The census site was taken offline on 9 August at about 7.30pm, with claims that a distributed denial of service was to blame. No proof has yet been offered to back up this claim.
IBM said this method (geo-blocking) was chosen "because the primary risk of DDoS attacks of sufficient size to disrupt site availability was considered to be from foreign sources".
It pointed out that public access to the site was provided by two ISP links: one by Nextgen Networks and the other by Telstra.
On census night, the submission says, a DDoS attack from a foreign source hit the site at 7.27pm. There had been smaller attacks during the day.
"The attack was foreign-sourced and hit the census site via the Nextgen link at a time when IBM had already directed Nextgen (and Telstra) that Island Australia was to be in place and in circumstances where Nextgen had provided repeated assurances to IBM prior to the attack that it had done so," the submission says.
But IBM claims these assurances were incorrect.
It says it was told, a day after the attack had passed, that "a Singapore link operated by one of Nextgen’s upstream suppliers (Vocus Communications or Vocus) had not been closed off and this was the route through which the attack traffic had entered the Nextgen link to the census site".
IBM also claimed that Vocus had admitted the error during a teleconference with it, Nextgen and Telstra around 11pm on 9 August.
The submission says that if Nextgen, and through it Vocus, had properly implemented Island Australia, it would have prevented the DDoS attack and avoided the debacle that occurred.
"The geo-blocking arrangements are implemented by the ISPs at the direction of IBM. When a DDoS attack is attempted, and is sufficiently severe so as to warrant implementing the geo-blocking arrangement, IBM directs Nextgen and Telstra to put Island Australia into place," it said.

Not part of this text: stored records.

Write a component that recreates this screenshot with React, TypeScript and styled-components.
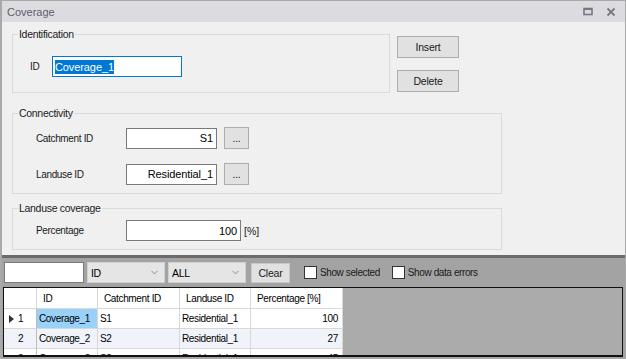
import styled, { createGlobalStyle } from "styled-components"
import { ChevronDown } from "lucide-react"

const GlobalStyle = createGlobalStyle`
  html, body {
    margin: 0;
    padding: 0;
    background: #f0f0f0;
    font-family: "Liberation Sans", Arial, sans-serif;
  }
`

const Window = styled.div`
  width: 626px;
  height: 359px;
  box-sizing: border-box;
  border: 1px solid #a9a9a9;
  border-left: 2px solid #a9a9a9;
  background: #f0f0f0;
  display: flex;
  flex-direction: column;
  overflow: hidden;
`

const TitleBar = styled.div`
  height: 21px;
  flex-shrink: 0;
  background: #dcdce0;
  display: flex;
  align-items: center;
  padding: 0 9px 0 5px;
  color: #5c5c6c;
  font-size: 11px;
`

const TitleText = styled.span`
  flex: 1;
`

const TitleIcons = styled.div`
  display: flex;
  align-items: center;
  gap: 13px;
  color: #787884;
`

const Form = styled.div`
  flex: 1;
  display: flex;
  flex-direction: column;
  padding: 6px 0 0 10px;
`

const TopRow = styled.div`
  display: flex;
  gap: 7px;
  margin-bottom: 14px;
`

const Group = styled.fieldset<{ $w: number; $pt: number; $pb: number; $gap?: number }>`
  margin: 0;
  box-sizing: border-box;
  width: ${({ $w }) => $w}px;
  border: 1px solid #dadada;
  border-radius: 0;
  padding: ${({ $pt, $pb }) => `${$pt}px 0 ${$pb}px 0`};
  display: flex;
  flex-direction: column;
  gap: ${({ $gap }) => $gap ?? 0}px;
`

const Legend = styled.legend`
  margin-left: 5px;
  padding: 0 1px;
  font-size: 10.5px;
  line-height: 12px;
  color: #1a1a1a;
  letter-spacing: -0.3px;
`

const FieldRow = styled.div<{ $pl: number }>`
  display: flex;
  align-items: center;
  padding-left: ${({ $pl }) => $pl}px;
`

const Label = styled.span<{ $w: number }>`
  width: ${({ $w }) => $w}px;
  font-size: 10px;
  letter-spacing: -0.35px;
  color: #1a1a1a;
`

const TextBox = styled.div<{ $w: number; $focus?: boolean; $align?: string }>`
  box-sizing: border-box;
  width: ${({ $w }) => $w}px;
  height: 21px;
  background: #fff;
  border: 1px solid ${({ $focus }) => ($focus ? "#0078d7" : "#7a7a7a")};
  display: flex;
  align-items: center;
  justify-content: ${({ $align }) => ($align === "right" ? "flex-end" : "flex-start")};
  padding: 0 3px 0 2px;
  font-size: 11px;
  letter-spacing: -0.1px;
  color: #000;
`

const Selected = styled.span`
  background: #0078d7;
  color: #fff;
  padding: 1px 0;
`

const ButtonCol = styled.div`
  display: flex;
  flex-direction: column;
  gap: 12px;
  padding-top: 8px;
`

const WinButton = styled.div<{ $w: number; $ml?: number }>`
  box-sizing: border-box;
  width: ${({ $w }) => $w}px;
  height: 22px;
  margin-left: ${({ $ml }) => $ml ?? 0}px;
  background: #e1e1e1;
  border: 1px solid #adadad;
  display: flex;
  align-items: center;
  justify-content: center;
  font-size: 10.5px;
  letter-spacing: -0.2px;
  color: #1a1a1a;
`

const Unit = styled.span`
  margin-left: 3px;
  font-size: 10.5px;
  color: #1a1a1a;
`

const BottomPanel = styled.div`
  flex-shrink: 0;
  height: 103px;
  box-sizing: border-box;
  border-top: 3px solid #6b6b6b;
  background: #a3a3a3;
  display: flex;
  flex-direction: column;
`

const Toolbar = styled.div`
  height: 29px;
  flex-shrink: 0;
  display: flex;
  align-items: center;
  padding: 0 3px 0 2px;
  gap: 3px;
`

const SearchBox = styled.div`
  box-sizing: border-box;
  width: 80px;
  height: 21px;
  background: #fff;
  border: 1px solid #7a7a7a;
`

const Combo = styled.div`
  box-sizing: border-box;
  width: 78px;
  height: 21px;
  background: #e5e5e5;
  border: 1px solid #d0d0d0;
  display: flex;
  align-items: center;
  justify-content: space-between;
  padding: 0 4px 0 3px;
  font-size: 10.5px;
  letter-spacing: -0.3px;
  color: #000;
`

const ClearButton = styled(WinButton)`
  height: 20px;
  border-color: #c8c8c8;
  background: #e1e1e1;
`

const Check = styled.label<{ $ml: number }>`
  display: flex;
  align-items: center;
  gap: 3px;
  margin-left: ${({ $ml }) => $ml}px;
  font-size: 10px;
  letter-spacing: -0.4px;
  color: #1a1a1a;
`

const Box = styled.span`
  box-sizing: border-box;
  width: 13px;
  height: 13px;
  background: #fff;
  border: 1px solid #333;
`

const GridWrap = styled.div`
  flex: 1;
  margin: 0 2px 1px 1px;
  border: 1px solid #111;
  border-bottom-width: 2px;
  background: #ababab;
  overflow: hidden;
`

const Table = styled.div`
  display: grid;
  grid-template-columns: 33px 61px 82px 71px 92px;
  grid-template-rows: 21px;
  grid-auto-rows: 20px;
  width: fit-content;
`

const Cell = styled.div<{ $bg?: string; $right?: boolean; $head?: boolean }>`
  box-sizing: border-box;
  background: ${({ $bg }) => $bg || "#fff"};
  border-right: 1px solid #d8d8d8;
  border-bottom: 1px solid #d8d8d8;
  display: flex;
  align-items: center;
  justify-content: ${({ $right }) => ($right ? "flex-end" : "flex-start")};
  padding: 0 ${({ $right }) => ($right ? "4px" : "2px")} 0 ${({ $head }) => ($head ? "6px" : "2px")};
  font-size: 10px;
  letter-spacing: -0.35px;
  color: #000;
  white-space: nowrap;
  overflow: hidden;
`

const RowHead = styled(Cell)`
  padding-left: 5px;
  gap: 4px;
  border-right-color: #bdbdbd;
`

const Arrow = styled.span<{ $show: boolean }>`
  width: 0;
  height: 0;
  border-top: 4px solid transparent;
  border-bottom: 4px solid transparent;
  border-left: 5px solid ${({ $show }) => ($show ? "#333" : "transparent")};
`

const rows = [
  { n: "1", id: "Coverage_1", c: "S1", l: "Residential_1", p: "100" },
  { n: "2", id: "Coverage_2", c: "S2", l: "Residential_1", p: "27" },
  { n: "3", id: "Coverage_3", c: "S3", l: "Residential_1", p: "45" },
]

export default function App() {
  return (
    <>
      <GlobalStyle />
      <Window>
        <TitleBar>
          <TitleText>Coverage</TitleText>
          <TitleIcons>
            <svg width="10" height="9" viewBox="0 0 10 9">
              <rect x="1" y="1.5" width="8" height="6" fill="none" stroke="currentColor" strokeWidth="1.6" />
              <rect x="1" y="1" width="8" height="2" fill="currentColor" />
            </svg>
            <svg width="10" height="10" viewBox="0 0 10 10">
              <path d="M1.5 1.5 L8.5 8.5 M8.5 1.5 L1.5 8.5" stroke="currentColor" strokeWidth="1.8" />
            </svg>
          </TitleIcons>
        </TitleBar>

        <Form>
          <TopRow>
            <Group $w={378} $pt={16} $pb={15}>
              <Legend>Identification</Legend>
              <FieldRow $pl={17}>
                <Label $w={22}>ID</Label>
                <TextBox $w={130} $focus>
                  <Selected>Coverage_1</Selected>
                </TextBox>
              </FieldRow>
            </Group>
            <ButtonCol>
              <WinButton $w={62}>Insert</WinButton>
              <WinButton $w={62}>Delete</WinButton>
            </ButtonCol>
          </TopRow>

          <Group $w={490} $pt={8} $pb={8} $gap={14}>
            <Legend>Connectivity</Legend>
            <FieldRow $pl={23}>
              <Label $w={90}>Catchment ID</Label>
              <TextBox $w={91} $align="right">S1</TextBox>
              <WinButton $w={25} $ml={7}>...</WinButton>
            </FieldRow>
            <FieldRow $pl={23}>
              <Label $w={90}>Landuse ID</Label>
              <TextBox $w={91} $align="right">Residential_1</TextBox>
              <WinButton $w={25} $ml={7}>...</WinButton>
            </FieldRow>
          </Group>

          <Group $w={490} $pt={6} $pb={8} style={{ marginTop: 8 }}>
            <Legend>Landuse coverage</Legend>
            <FieldRow $pl={23}>
              <Label $w={90}>Percentage</Label>
              <TextBox $w={115} $align="right">100</TextBox>
              <Unit>[%]</Unit>
            </FieldRow>
          </Group>
        </Form>

        <BottomPanel>
          <Toolbar>
            <SearchBox />
            <Combo>
              ID
              <ChevronDown size={11} strokeWidth={1.3} color="#555" />
            </Combo>
            <Combo>
              ALL
              <ChevronDown size={11} strokeWidth={1.3} color="#555" />
            </Combo>
            <ClearButton $w={39} $ml={2}>Clear</ClearButton>
            <Check $ml={11}>
              <Box />
              Show selected
            </Check>
            <Check $ml={9}>
              <Box />
              Show data errors
            </Check>
          </Toolbar>
          <GridWrap>
            <Table>
              <Cell $head />
              <Cell $head>ID</Cell>
              <Cell $head>Catchment ID</Cell>
              <Cell $head>Landuse ID</Cell>
              <Cell $head>Percentage [%]</Cell>
              {rows.map((r, i) => {
                const bg = i % 2 === 1 ? "#f0f4fa" : "#fff"
                return [
                  <RowHead key={r.n + "h"} $bg={bg}>
                    <Arrow $show={i === 0} />
                    {r.n}
                  </RowHead>,
                  <Cell key={r.n + "a"} $bg={i === 0 ? "#99d1f9" : bg}>{r.id}</Cell>,
                  <Cell key={r.n + "b"} $bg={bg}>{r.c}</Cell>,
                  <Cell key={r.n + "c"} $bg={bg}>{r.l}</Cell>,
                  <Cell key={r.n + "d"} $bg={bg} $right>{r.p}</Cell>,
                ]
              })}
            </Table>
          </GridWrap>
        </BottomPanel>
      </Window>
    </>
  )
}
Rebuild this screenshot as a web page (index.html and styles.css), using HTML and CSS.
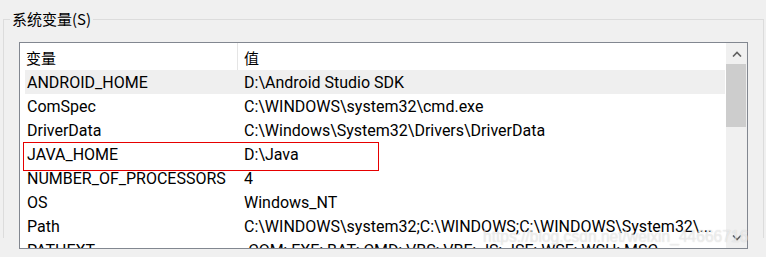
FILE: index.html
```html
<html>
<head>
  <link rel="stylesheet" href="styles.css">
</head>
<body>
  <fieldset class="group">
    <legend class="group-title">系统变量(S)</legend>

    <div class="list">
      <div class="list-body">
        <div class="list-head">
          <div class="head-cell">变量</div>
          <div class="head-cell head-value">值</div>
        </div>
        <div class="list-row selected">
          <div class="cell">ANDROID_HOME</div>
          <div class="cell">D:\Android Studio SDK</div>
        </div>
        <div class="list-row">
          <div class="cell">ComSpec</div>
          <div class="cell">C:\WINDOWS\system32\cmd.exe</div>
        </div>
        <div class="list-row">
          <div class="cell">DriverData</div>
          <div class="cell">C:\Windows\System32\Drivers\DriverData</div>
        </div>
        <div class="list-row">
          <div class="cell">JAVA_HOME</div>
          <div class="cell">D:\Java</div>
        </div>
        <div class="list-row">
          <div class="cell">NUMBER_OF_PROCESSORS</div>
          <div class="cell">4</div>
        </div>
        <div class="list-row">
          <div class="cell">OS</div>
          <div class="cell">Windows_NT</div>
        </div>
        <div class="list-row">
          <div class="cell">Path</div>
          <div class="cell">C:\WINDOWS\system32;C:\WINDOWS;C:\WINDOWS\System32\...</div>
        </div>
        <div class="list-row">
          <div class="cell">PATHEXT</div>
          <div class="cell">.COM;.EXE;.BAT;.CMD;.VBS;.VBE;.JS;.JSE;.WSF;.WSH;.MSC</div>
        </div>
      </div>

      <div class="scrollbar">
        <div class="scroll-btn btn-up">
          <svg width="10" height="6" viewBox="0 0 10 6"><polyline points="1,5.5 5,1.5 9,5.5" fill="none" stroke="#606060" stroke-width="1.6"/></svg>
        </div>
        <div class="scroll-track">
          <div class="scroll-thumb"></div>
        </div>
        <div class="scroll-btn btn-down">
          <svg width="10" height="6" viewBox="0 0 10 6"><polyline points="1,0.5 5,4.5 9,0.5" fill="none" stroke="#606060" stroke-width="1.6"/></svg>
        </div>
      </div>

      <!-- annotation drawn over the JAVA_HOME row -->
      <div class="mark"></div>
    </div>
  </fieldset>

  <div class="watermark">https://blog.csdn.net/weixin_44666716</div>
</body>
</html>
```

FILE: styles.css
```css
body {
  margin: 0;
  width: 766px;
  height: 257px;
  overflow: hidden;
  position: relative;
  background-color: #f0f0f0;
  font-family: Roboto, "Noto Sans CJK SC", sans-serif;
  font-size: 16px;
  color: #000000;
}

.group {
  margin: 9px 2px 0 3px;
  padding: 0 0 0 6px;
  border: 1px solid #dcdcdc;
  border-bottom: none;
  height: 228px;
}

.group-title {
  padding: 0 2px;
  font-family: "Noto Sans CJK SC", sans-serif;
  font-size: 15px;
  line-height: 20px;
  color: #000000;
}

.list {
  position: relative;
  display: flex;
  width: 727px;
  height: 205px;
  margin: 13px 0 0 9px;
  border: 1px solid #828790;
  background-color: #ffffff;
}

.list-body {
  width: 705px;
  overflow: hidden;
}

.list-head {
  display: flex;
  height: 27px;
  align-items: center;
  padding-top: 2px;
  box-sizing: border-box;
  font-size: 15px;
}

.head-cell {
  width: 211px;
  padding-left: 6px;
  font-family: "Noto Sans CJK SC", sans-serif;
}

.head-value {
  width: auto;
  flex: 1;
  height: 27px;
  margin-top: -2px;
  line-height: 29px;
  border-left: 1px solid #e5e5e5;
}

.list-row {
  display: flex;
  height: 24px;
  align-items: center;
  margin-left: 5px;
  white-space: nowrap;
}

.list-row.selected {
  background-color: #efefef;
}

.cell {
  padding-left: 2px;
}

.cell:first-child {
  width: 215px;
}

.scrollbar {
  display: flex;
  flex-direction: column;
  width: 21px;
  border-left: 1px solid #ffffff;
  background-color: #f0f0f0;
}

.scroll-btn {
  display: flex;
  align-items: center;
  justify-content: center;
}

.btn-up {
  height: 21px;
}

.btn-down {
  height: 20px;
}

.scroll-track {
  flex: 1;
}

.scroll-thumb {
  width: 20px;
  height: 63px;
  background-color: #cdcdcd;
}

.mark {
  position: absolute;
  left: 3px;
  top: 99px;
  width: 354px;
  height: 27px;
  border: 1px solid #e60000;
}

.watermark {
  position: absolute;
  left: 483px;
  top: 228px;
  font-family: "Liberation Sans", sans-serif;
  font-size: 15.6px;
  color: rgba(255, 255, 255, 0.55);
  text-shadow: 0 0 1px rgba(150, 150, 150, 0.45);
  white-space: nowrap;
}
```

The submission said that both before and during the census, information about security processes was treated as confidential and "generally shared only on a need-to-know basis to ensure site security".
It said the Australian Bureau of Statistics and the Australian Signals Directorate were both aware that IBM intended to use geo-blocking.
"The ABS' IT security personnel considered geo-blocking to be an 'extremely effective control'," the submission says.
Additionally, IBM said, it understood that the ASD had been asked by the ABS to review the security arrangements for the site, "but the ASD declined to undertake a detailed review".
IBM and the ABS met the ASD on 21 July to seek input on security threats. "During the course of that discussion, IBM asked the ASD if it was aware of any intelligence relating to planned denial of service attack risk. The ASD said it was not and (said) that it would keep the ABS/IBM informed if such intelligence emerged. The ASD did not provide IBM with any such intelligence."
The submission further said that IBM was aware that the ABS met ASIO representatives on the same day (21 July) to discuss security issues relating to the census, but was unaware of what was discussed.